### [Instructions for the task]
Records follow. Copy every line with "this".

[Code that builds pages]
#####

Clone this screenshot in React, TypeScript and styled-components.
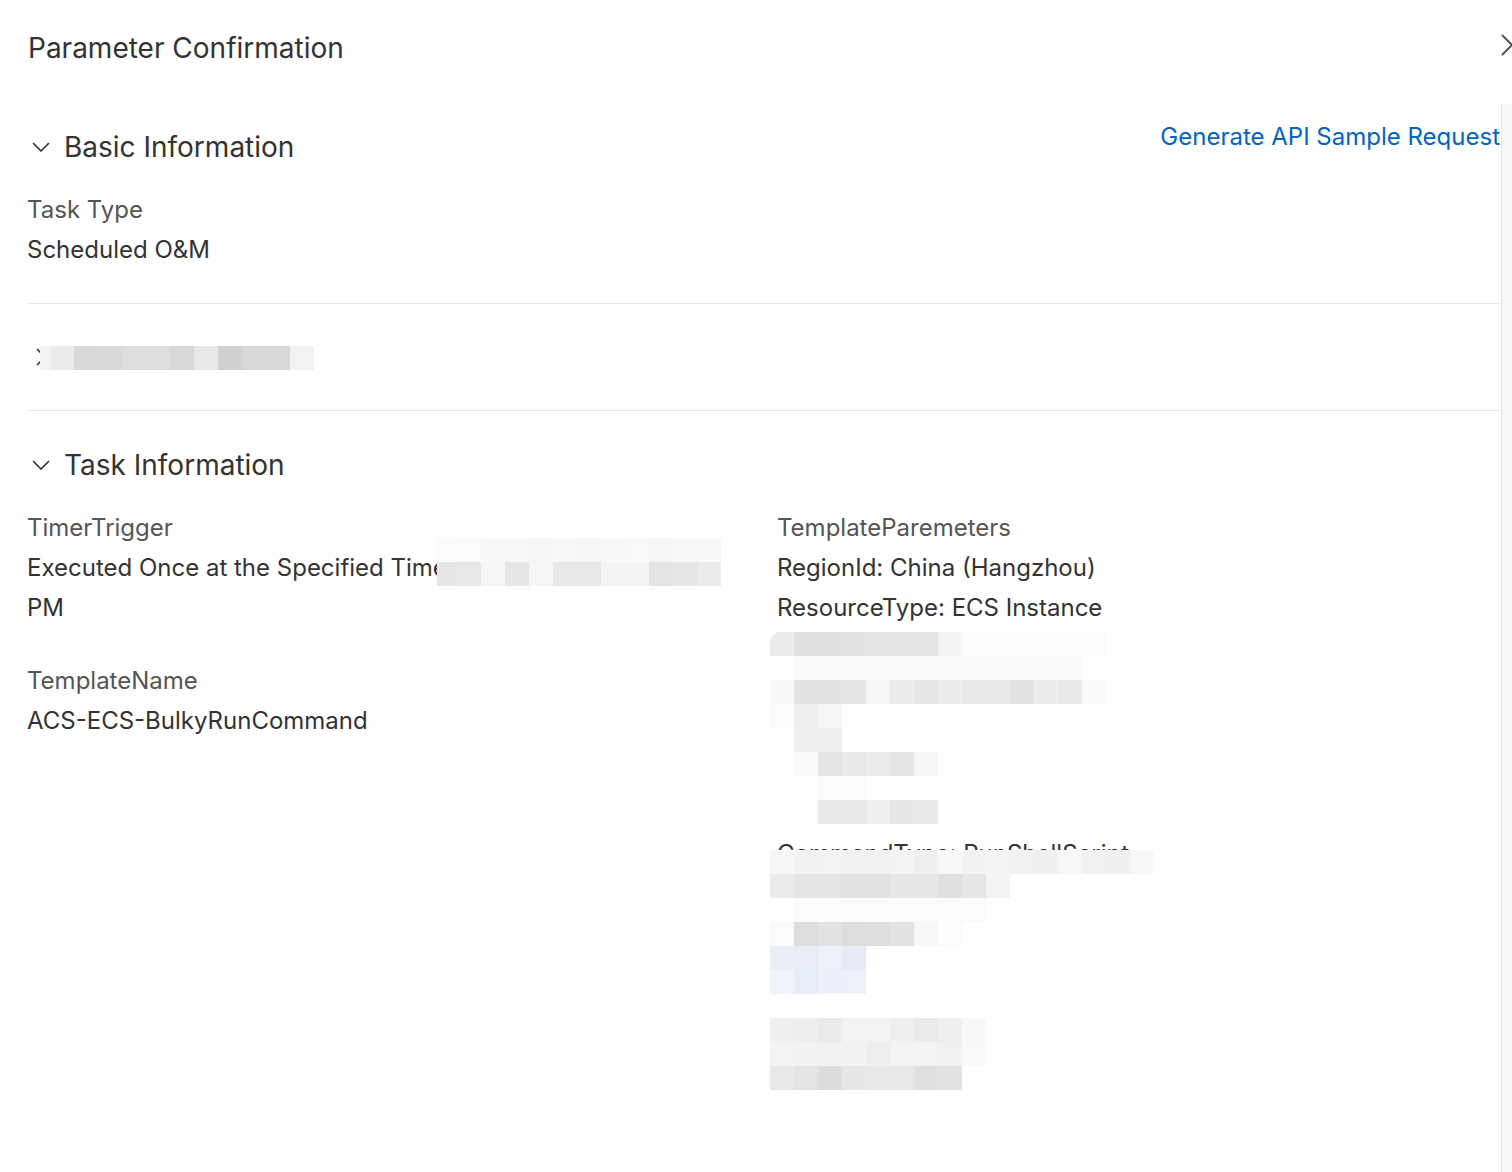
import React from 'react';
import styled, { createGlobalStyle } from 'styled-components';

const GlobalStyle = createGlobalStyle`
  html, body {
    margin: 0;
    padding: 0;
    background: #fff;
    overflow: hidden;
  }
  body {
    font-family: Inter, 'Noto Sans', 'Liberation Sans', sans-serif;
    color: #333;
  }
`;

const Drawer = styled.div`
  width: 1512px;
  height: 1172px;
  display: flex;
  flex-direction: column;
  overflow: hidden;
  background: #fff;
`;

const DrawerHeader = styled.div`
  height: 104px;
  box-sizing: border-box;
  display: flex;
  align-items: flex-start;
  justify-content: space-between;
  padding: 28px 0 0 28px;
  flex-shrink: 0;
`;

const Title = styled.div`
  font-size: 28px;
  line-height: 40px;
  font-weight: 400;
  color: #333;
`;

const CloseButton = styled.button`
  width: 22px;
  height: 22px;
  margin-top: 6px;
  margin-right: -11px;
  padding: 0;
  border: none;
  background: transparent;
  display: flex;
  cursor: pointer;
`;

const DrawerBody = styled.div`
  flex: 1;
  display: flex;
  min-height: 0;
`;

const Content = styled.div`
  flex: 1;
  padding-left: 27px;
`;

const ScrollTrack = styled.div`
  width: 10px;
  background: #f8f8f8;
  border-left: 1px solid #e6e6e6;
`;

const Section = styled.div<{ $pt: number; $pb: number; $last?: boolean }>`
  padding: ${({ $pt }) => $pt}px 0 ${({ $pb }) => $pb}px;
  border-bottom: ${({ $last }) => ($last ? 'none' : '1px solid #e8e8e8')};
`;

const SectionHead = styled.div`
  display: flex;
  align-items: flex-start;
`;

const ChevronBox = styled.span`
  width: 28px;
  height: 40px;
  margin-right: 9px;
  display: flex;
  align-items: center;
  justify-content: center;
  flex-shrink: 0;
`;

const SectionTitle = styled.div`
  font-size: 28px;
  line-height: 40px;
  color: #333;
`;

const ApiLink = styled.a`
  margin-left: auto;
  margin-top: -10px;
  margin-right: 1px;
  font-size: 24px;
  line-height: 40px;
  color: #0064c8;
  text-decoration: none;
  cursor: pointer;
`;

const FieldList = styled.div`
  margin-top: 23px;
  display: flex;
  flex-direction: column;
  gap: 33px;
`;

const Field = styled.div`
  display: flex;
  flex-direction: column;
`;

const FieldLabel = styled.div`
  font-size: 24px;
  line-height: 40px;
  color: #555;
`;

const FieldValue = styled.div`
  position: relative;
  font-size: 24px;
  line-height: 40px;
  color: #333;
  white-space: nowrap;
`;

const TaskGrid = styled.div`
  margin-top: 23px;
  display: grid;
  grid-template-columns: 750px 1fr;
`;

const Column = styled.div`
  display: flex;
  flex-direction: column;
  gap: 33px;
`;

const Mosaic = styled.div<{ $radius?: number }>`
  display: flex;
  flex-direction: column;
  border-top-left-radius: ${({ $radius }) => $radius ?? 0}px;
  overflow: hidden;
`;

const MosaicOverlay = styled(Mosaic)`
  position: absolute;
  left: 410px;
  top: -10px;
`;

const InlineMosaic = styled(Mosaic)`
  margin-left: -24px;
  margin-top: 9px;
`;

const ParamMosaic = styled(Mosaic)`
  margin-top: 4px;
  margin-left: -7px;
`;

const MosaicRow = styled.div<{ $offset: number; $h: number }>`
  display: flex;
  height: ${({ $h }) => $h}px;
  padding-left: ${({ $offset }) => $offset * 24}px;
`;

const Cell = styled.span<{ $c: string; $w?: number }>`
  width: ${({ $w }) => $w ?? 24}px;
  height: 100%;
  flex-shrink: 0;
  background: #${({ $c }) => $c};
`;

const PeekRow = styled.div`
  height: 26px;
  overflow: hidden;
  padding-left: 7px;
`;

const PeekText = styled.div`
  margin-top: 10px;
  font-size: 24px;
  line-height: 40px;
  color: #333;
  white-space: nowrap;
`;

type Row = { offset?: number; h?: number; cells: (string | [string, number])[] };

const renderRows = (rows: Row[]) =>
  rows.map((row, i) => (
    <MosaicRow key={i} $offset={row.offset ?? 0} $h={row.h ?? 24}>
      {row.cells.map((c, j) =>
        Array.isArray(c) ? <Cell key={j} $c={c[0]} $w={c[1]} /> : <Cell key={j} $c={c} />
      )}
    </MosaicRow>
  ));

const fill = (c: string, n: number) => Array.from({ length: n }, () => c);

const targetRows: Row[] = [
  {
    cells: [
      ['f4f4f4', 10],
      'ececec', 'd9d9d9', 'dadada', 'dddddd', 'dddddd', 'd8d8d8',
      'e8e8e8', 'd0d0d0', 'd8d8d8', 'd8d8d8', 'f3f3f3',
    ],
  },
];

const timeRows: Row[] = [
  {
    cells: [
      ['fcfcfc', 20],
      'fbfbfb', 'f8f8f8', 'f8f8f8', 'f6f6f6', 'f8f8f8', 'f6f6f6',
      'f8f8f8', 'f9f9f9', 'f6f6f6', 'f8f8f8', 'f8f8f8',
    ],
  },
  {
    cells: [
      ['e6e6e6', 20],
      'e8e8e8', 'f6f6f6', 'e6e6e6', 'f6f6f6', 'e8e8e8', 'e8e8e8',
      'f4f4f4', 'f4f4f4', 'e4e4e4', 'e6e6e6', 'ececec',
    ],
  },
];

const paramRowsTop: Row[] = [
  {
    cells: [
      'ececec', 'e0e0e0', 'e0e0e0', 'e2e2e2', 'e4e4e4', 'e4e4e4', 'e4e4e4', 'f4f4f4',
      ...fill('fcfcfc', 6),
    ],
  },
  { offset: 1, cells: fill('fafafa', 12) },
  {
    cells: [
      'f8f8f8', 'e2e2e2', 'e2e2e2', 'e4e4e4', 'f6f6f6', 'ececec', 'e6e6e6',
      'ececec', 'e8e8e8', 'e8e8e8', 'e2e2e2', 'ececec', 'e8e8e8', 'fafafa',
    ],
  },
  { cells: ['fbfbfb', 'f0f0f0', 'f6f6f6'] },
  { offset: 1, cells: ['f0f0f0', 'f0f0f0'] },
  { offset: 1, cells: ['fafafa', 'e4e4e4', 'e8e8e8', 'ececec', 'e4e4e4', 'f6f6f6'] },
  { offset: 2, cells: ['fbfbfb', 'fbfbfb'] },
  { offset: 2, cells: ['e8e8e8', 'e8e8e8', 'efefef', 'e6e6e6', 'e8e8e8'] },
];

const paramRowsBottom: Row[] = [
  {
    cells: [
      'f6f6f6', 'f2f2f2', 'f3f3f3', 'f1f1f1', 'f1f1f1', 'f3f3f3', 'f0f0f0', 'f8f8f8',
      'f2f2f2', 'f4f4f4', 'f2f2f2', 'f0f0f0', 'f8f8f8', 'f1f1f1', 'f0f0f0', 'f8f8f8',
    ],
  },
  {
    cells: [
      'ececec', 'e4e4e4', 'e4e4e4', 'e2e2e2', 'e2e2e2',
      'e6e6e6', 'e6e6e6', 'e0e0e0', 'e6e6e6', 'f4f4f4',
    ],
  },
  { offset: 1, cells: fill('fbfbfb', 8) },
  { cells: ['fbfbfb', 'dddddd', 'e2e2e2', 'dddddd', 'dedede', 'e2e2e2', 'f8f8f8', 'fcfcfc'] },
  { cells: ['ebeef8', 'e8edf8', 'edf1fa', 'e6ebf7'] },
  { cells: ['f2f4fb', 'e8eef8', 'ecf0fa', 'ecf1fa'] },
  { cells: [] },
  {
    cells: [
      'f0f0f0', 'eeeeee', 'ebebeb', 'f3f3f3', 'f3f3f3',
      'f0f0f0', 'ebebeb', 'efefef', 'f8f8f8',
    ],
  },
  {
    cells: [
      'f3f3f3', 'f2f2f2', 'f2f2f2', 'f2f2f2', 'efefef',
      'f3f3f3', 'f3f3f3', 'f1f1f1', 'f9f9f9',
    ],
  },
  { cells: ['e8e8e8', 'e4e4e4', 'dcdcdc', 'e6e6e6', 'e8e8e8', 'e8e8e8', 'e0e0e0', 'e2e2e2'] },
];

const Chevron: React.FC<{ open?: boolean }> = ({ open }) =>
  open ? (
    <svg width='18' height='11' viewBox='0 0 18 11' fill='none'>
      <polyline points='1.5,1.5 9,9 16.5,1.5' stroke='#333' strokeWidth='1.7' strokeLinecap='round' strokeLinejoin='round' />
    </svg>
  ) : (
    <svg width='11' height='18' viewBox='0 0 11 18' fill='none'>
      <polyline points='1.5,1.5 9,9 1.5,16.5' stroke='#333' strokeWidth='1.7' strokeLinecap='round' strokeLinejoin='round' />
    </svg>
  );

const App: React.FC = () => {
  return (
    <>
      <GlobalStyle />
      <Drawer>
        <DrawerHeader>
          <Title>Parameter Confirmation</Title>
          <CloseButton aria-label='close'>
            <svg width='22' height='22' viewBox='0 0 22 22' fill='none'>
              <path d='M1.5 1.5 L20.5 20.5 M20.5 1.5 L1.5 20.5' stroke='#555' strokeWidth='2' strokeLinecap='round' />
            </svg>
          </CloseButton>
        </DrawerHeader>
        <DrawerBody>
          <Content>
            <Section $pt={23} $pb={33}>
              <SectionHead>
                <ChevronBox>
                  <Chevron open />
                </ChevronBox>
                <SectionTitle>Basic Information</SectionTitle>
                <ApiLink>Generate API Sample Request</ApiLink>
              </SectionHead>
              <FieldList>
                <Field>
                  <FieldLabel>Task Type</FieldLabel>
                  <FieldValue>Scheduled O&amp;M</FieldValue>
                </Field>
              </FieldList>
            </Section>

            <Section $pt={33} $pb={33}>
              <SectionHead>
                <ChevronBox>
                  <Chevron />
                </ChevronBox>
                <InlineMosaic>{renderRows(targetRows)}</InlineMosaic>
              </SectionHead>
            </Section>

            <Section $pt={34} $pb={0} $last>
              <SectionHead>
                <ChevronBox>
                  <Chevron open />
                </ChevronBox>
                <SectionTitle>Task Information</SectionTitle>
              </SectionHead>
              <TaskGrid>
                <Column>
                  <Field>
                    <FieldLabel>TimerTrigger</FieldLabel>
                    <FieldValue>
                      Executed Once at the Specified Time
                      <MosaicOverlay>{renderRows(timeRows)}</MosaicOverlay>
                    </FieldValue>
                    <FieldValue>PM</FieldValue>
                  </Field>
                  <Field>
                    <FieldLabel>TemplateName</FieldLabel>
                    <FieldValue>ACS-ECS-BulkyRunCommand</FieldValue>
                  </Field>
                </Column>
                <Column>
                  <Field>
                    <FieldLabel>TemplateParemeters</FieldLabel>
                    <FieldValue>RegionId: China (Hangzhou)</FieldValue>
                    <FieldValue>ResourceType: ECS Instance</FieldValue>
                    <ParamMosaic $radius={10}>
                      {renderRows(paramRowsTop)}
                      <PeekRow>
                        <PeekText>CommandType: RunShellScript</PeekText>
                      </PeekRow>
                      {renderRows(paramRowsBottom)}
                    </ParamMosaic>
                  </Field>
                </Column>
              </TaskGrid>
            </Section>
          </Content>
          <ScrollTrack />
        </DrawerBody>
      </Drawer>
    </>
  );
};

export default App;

#####

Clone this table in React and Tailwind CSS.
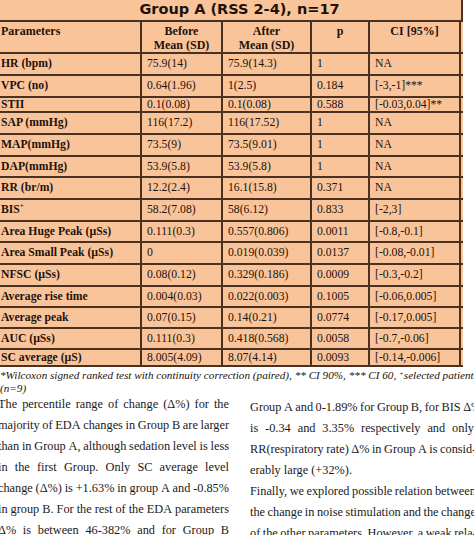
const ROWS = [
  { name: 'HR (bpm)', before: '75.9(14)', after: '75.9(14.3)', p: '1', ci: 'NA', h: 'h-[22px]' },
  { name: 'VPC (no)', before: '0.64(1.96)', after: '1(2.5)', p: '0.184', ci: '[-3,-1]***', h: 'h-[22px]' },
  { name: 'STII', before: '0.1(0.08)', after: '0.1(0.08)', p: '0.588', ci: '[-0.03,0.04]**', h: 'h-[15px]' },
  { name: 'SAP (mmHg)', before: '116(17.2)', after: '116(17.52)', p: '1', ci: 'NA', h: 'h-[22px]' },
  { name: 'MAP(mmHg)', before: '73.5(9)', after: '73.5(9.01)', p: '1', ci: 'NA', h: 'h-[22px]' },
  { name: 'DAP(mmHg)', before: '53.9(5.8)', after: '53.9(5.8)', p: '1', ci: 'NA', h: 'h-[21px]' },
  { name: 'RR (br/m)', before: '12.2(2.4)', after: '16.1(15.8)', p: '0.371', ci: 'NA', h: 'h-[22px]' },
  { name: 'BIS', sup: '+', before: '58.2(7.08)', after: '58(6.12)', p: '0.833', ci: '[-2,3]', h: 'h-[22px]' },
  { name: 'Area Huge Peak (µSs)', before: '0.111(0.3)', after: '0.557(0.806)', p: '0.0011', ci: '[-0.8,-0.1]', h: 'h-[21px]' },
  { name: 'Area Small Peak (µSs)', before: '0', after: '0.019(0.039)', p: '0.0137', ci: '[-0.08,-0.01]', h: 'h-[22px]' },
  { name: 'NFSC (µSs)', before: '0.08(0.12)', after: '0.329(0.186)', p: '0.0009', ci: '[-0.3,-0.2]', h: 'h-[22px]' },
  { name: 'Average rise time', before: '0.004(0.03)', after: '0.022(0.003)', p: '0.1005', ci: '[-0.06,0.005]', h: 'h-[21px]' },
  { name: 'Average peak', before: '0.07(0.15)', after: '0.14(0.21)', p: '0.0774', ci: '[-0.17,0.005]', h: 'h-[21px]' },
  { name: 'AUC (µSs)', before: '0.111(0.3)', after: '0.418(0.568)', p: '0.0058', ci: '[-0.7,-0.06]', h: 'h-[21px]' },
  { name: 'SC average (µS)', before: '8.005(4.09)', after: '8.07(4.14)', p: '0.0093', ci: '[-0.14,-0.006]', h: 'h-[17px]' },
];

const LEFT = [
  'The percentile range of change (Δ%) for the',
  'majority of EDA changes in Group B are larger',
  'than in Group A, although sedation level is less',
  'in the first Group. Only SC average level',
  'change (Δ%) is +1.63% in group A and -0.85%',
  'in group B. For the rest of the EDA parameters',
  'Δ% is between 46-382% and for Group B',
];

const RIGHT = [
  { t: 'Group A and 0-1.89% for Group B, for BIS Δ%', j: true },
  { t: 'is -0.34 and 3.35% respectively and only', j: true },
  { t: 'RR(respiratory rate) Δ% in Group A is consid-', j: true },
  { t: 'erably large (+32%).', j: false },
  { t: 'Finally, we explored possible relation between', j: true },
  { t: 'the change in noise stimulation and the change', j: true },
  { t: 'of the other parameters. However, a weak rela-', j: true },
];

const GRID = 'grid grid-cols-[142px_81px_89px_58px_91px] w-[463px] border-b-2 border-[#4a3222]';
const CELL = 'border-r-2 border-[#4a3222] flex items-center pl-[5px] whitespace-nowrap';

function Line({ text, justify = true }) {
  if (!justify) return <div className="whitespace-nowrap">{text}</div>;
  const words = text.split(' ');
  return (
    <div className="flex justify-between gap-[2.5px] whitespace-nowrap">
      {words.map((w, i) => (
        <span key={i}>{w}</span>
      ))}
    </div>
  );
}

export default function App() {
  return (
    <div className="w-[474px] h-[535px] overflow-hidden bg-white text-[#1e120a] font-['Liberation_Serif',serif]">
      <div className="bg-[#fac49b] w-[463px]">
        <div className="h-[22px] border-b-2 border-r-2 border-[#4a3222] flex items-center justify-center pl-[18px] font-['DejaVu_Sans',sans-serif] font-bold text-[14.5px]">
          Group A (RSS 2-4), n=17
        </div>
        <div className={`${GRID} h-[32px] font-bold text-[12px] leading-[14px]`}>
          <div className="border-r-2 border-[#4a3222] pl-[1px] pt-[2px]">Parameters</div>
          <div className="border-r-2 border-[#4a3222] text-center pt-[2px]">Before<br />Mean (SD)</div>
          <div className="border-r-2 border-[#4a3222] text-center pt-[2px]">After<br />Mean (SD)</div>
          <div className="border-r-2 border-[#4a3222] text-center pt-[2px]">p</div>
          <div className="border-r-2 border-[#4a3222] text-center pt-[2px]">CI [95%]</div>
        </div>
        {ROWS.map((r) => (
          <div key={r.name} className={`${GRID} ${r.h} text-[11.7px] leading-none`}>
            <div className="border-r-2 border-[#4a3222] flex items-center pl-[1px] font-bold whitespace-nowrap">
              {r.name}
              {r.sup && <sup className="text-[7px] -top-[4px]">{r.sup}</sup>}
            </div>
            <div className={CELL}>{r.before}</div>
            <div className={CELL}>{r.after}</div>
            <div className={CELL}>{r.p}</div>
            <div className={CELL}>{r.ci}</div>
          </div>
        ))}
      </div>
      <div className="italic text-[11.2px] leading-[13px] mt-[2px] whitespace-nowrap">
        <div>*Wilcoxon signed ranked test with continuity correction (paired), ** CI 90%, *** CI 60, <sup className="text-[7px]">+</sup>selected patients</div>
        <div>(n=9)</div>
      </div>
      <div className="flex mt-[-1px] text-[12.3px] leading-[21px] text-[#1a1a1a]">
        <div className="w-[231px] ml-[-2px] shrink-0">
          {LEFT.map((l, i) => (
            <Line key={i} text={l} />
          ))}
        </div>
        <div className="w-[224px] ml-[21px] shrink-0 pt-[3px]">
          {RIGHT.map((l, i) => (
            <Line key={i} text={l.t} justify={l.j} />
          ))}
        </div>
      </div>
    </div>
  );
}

#####

### [Result below]
Clone this screenshot in React, TypeScript and styled-components.
Clone this table in React and Tailwind CSS.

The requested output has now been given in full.